Don't think you can go wrong with either choice. But since I have a solid 50cc I went 576xpat.. u would be very suprised how well the 576xp feels in hands


----------



## FireNewbie (Feb 21, 2015)

Hey tjcole, what 50cc saw is that in the picture next to the 576?


----------



## cityboy172 (Feb 21, 2015)

FireNewbie said:


> Hey tjcole, what 50cc saw is that in the picture next to the 576?



Looks to be a husqvarna 550xp.


----------



## Osagebndr (Feb 21, 2015)

Do husky dealers not give you a choice of bar to go with the saw to begin with at no extra charge? I get that from my Stihl dealers .


----------



## 2PistolPacker (Feb 21, 2015)

Osagebndr said:


> Do husky dealers not give you a choice of bar to go with the saw to begin with at no extra charge? I get that from my Stihl dealers .

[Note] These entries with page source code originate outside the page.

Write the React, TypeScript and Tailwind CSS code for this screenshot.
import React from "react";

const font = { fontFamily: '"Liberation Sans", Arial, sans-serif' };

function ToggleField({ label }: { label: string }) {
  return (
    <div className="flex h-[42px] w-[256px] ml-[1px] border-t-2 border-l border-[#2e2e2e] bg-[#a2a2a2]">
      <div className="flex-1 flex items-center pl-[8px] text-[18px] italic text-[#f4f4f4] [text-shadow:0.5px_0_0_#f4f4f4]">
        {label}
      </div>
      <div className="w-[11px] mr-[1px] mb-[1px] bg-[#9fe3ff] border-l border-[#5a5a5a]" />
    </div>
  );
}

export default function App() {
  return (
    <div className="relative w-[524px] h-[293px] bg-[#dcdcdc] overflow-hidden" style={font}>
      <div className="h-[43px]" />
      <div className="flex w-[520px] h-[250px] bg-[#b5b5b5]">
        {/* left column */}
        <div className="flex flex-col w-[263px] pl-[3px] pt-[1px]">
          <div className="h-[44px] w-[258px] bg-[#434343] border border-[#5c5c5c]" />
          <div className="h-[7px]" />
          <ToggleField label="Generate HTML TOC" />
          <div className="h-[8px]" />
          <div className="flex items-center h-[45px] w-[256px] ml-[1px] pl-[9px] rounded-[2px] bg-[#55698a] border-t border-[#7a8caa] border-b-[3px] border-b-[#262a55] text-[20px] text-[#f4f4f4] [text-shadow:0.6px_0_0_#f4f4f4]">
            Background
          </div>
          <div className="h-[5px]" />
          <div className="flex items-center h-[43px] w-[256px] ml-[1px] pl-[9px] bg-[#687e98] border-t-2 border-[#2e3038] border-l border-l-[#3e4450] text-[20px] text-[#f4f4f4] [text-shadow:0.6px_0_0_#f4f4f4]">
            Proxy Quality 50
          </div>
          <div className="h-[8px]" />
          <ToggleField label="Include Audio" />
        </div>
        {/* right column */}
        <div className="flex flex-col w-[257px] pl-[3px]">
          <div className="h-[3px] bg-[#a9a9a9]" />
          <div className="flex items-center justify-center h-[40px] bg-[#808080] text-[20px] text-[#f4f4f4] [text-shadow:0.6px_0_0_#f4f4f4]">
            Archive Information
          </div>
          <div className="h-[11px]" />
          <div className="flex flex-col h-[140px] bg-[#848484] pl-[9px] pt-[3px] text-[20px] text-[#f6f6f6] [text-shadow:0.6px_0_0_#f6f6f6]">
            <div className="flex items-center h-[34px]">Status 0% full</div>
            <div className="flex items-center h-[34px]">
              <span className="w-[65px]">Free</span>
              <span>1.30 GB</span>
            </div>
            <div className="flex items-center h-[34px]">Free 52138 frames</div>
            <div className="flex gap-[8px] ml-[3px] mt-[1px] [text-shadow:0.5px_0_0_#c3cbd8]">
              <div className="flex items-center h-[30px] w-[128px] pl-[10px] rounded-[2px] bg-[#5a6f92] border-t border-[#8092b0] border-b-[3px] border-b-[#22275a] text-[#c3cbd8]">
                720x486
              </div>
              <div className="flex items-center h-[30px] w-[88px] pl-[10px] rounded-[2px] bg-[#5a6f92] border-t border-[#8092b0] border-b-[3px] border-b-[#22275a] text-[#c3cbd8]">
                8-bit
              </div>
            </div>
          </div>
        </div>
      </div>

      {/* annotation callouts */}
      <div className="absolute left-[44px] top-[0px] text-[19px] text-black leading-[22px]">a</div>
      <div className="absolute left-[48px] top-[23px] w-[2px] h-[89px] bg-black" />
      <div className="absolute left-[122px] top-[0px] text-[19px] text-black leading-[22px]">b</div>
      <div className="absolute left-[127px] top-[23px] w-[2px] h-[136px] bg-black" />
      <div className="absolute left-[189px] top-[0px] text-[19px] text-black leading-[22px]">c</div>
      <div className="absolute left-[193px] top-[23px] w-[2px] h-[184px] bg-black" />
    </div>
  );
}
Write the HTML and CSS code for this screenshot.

Mine would have come with a 16" bar free, but I upgraded to the 24" for an extra $20.


----------



## Osagebndr (Feb 21, 2015)

I can do that.mowers for less has some wicked prices by the way( I know you know that) probably where I'll get mine


----------



## tjcole50 (Feb 22, 2015)

FireNewbie said:


> Hey tjcole, what 50cc saw is that in the picture next to the 576?


550xp both mufflwr modded and hopefully next year both ported. 576xp is underrated ... feels far better than the 441cm I test drove


----------



## hillclimber (Feb 22, 2015)

I've had all three....still got the 562 and 576. For average size firewood ....the 562 is hard to beat.. Your back will thank you later..


----------



## husky1 (Feb 22, 2015)

FireNewbie said:


> Hey guys looking for advice and suggestions from members that have experience with the posted saws.  I'm looking for a saw that will pull a  20 to 24" bar routine with extra left over for bigger bar options.


If your just cutting your own firewood a 562 would be perfect even with a 24" ba


FireNewbie said:


> Hey guys looking for advice and suggestions from members that have experience with the posted saws.  I'm looking for a saw that will pull a  20 to 24" bar routine with extra left over for bigger bar options.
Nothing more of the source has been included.